_Information provided_
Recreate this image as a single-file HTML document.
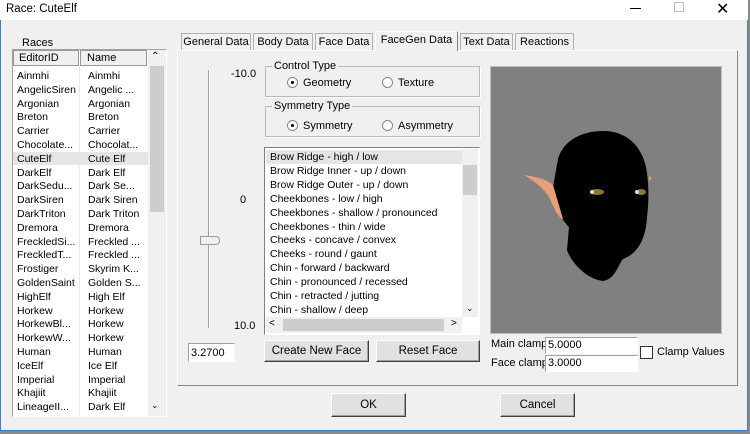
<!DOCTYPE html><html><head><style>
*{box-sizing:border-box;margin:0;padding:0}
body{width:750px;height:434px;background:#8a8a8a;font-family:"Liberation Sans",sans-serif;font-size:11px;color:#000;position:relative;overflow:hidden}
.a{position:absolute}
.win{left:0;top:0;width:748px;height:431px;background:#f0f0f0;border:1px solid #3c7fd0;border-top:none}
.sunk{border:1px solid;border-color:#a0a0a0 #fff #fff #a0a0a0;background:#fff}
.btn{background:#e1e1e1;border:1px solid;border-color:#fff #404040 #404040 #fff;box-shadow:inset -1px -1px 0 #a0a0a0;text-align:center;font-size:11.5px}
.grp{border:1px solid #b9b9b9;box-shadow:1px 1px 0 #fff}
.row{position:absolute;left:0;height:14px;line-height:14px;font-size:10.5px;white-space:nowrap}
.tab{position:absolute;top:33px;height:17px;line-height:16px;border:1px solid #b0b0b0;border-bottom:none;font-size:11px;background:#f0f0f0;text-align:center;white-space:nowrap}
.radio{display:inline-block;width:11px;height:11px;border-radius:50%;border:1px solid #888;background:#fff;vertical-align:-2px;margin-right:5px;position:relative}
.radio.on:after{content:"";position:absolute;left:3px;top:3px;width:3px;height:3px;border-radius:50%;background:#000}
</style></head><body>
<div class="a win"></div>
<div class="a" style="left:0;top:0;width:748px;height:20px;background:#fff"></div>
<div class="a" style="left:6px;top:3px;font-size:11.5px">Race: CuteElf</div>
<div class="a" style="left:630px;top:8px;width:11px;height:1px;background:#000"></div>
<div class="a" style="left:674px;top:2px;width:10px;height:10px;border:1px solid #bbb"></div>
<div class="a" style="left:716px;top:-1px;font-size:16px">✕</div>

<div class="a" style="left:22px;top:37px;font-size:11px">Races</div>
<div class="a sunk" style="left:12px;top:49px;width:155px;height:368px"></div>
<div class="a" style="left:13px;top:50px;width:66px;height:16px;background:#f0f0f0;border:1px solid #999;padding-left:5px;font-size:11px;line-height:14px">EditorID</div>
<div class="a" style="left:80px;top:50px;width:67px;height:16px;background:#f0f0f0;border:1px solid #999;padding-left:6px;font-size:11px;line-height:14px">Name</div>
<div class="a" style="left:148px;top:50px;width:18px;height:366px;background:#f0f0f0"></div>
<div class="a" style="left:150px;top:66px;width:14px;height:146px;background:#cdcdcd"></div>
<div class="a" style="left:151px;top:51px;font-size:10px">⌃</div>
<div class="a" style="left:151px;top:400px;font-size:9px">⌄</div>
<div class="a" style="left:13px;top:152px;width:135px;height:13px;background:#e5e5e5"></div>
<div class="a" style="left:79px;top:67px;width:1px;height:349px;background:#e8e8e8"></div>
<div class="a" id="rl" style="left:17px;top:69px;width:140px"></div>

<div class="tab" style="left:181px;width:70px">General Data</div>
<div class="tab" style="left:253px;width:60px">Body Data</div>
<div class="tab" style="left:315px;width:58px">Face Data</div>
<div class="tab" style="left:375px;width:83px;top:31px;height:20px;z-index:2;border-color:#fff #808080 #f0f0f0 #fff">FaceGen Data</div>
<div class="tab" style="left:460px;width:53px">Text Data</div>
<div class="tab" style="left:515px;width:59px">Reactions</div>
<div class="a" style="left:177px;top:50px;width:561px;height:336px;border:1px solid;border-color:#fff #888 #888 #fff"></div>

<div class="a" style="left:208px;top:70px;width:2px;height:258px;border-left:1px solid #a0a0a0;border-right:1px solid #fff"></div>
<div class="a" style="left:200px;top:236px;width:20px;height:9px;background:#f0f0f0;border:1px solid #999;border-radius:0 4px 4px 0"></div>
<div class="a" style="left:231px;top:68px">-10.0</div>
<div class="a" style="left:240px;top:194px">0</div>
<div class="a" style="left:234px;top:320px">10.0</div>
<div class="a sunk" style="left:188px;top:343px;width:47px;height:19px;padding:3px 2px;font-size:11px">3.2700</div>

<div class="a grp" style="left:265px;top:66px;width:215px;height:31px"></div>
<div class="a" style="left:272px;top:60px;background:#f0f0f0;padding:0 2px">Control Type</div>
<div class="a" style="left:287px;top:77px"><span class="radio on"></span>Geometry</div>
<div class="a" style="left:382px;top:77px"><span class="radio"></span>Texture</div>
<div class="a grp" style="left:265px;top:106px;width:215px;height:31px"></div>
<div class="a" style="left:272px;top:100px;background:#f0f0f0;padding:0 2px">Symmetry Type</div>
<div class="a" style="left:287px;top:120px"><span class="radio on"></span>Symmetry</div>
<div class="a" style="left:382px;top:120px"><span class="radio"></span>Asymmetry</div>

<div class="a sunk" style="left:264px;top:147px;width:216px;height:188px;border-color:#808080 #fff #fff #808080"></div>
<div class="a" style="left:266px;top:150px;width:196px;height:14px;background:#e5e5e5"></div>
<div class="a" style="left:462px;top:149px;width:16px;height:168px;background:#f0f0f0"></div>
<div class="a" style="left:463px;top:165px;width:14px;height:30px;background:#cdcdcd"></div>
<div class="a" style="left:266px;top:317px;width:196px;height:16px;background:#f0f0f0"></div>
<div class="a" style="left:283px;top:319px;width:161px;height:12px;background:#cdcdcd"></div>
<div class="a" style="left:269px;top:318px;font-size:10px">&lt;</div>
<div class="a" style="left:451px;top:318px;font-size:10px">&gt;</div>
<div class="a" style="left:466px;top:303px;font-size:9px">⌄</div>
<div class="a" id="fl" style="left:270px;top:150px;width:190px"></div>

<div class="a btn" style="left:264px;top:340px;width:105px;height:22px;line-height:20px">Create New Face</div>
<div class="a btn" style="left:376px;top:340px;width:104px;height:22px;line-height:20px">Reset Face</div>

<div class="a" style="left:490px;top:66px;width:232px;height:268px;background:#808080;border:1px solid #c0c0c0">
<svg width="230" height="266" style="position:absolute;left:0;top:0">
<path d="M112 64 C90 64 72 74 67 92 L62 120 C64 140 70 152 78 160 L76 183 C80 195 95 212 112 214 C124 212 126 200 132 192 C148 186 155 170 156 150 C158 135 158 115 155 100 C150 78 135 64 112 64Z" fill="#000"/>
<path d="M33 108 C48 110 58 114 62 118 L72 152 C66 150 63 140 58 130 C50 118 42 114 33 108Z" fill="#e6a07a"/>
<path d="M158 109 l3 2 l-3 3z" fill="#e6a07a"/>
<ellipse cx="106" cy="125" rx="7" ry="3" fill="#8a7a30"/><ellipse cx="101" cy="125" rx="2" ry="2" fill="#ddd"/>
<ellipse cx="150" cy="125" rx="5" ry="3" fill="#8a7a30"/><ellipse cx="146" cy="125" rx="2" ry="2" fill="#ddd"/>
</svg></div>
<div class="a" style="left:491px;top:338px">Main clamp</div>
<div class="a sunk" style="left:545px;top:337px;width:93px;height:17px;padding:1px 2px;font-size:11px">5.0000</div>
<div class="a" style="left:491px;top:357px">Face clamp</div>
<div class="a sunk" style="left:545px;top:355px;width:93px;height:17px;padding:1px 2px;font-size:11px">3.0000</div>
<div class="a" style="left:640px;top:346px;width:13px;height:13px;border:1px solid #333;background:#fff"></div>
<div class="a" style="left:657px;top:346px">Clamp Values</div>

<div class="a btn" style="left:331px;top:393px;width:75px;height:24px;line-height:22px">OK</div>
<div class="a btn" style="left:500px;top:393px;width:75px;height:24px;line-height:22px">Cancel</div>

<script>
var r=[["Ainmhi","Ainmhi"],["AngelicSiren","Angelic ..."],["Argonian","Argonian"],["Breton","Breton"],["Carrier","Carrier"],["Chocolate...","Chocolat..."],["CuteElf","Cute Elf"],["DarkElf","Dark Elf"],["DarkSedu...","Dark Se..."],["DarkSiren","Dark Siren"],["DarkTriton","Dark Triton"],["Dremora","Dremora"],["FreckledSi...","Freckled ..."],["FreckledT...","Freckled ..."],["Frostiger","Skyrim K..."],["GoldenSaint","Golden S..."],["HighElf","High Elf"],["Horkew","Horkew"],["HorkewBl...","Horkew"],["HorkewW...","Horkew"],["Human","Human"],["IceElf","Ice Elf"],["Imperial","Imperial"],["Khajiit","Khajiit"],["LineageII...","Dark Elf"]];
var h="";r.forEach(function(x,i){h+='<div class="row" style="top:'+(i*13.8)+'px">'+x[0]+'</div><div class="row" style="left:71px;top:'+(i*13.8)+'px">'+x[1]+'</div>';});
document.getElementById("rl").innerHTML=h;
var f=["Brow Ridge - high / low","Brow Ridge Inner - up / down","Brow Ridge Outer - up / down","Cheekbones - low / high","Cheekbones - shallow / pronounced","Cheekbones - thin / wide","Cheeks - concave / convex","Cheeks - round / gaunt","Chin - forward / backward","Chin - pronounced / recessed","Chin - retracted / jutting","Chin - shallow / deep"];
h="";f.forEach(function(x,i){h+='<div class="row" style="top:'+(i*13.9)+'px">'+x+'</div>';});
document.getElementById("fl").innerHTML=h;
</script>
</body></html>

_Aim of the task_
Report each line of the material above where the word "document" appears.

_Reply_
Recreate this image as a single-file HTML document.
document.getElementById("rl").innerHTML=h;
document.getElementById("fl").innerHTML=h;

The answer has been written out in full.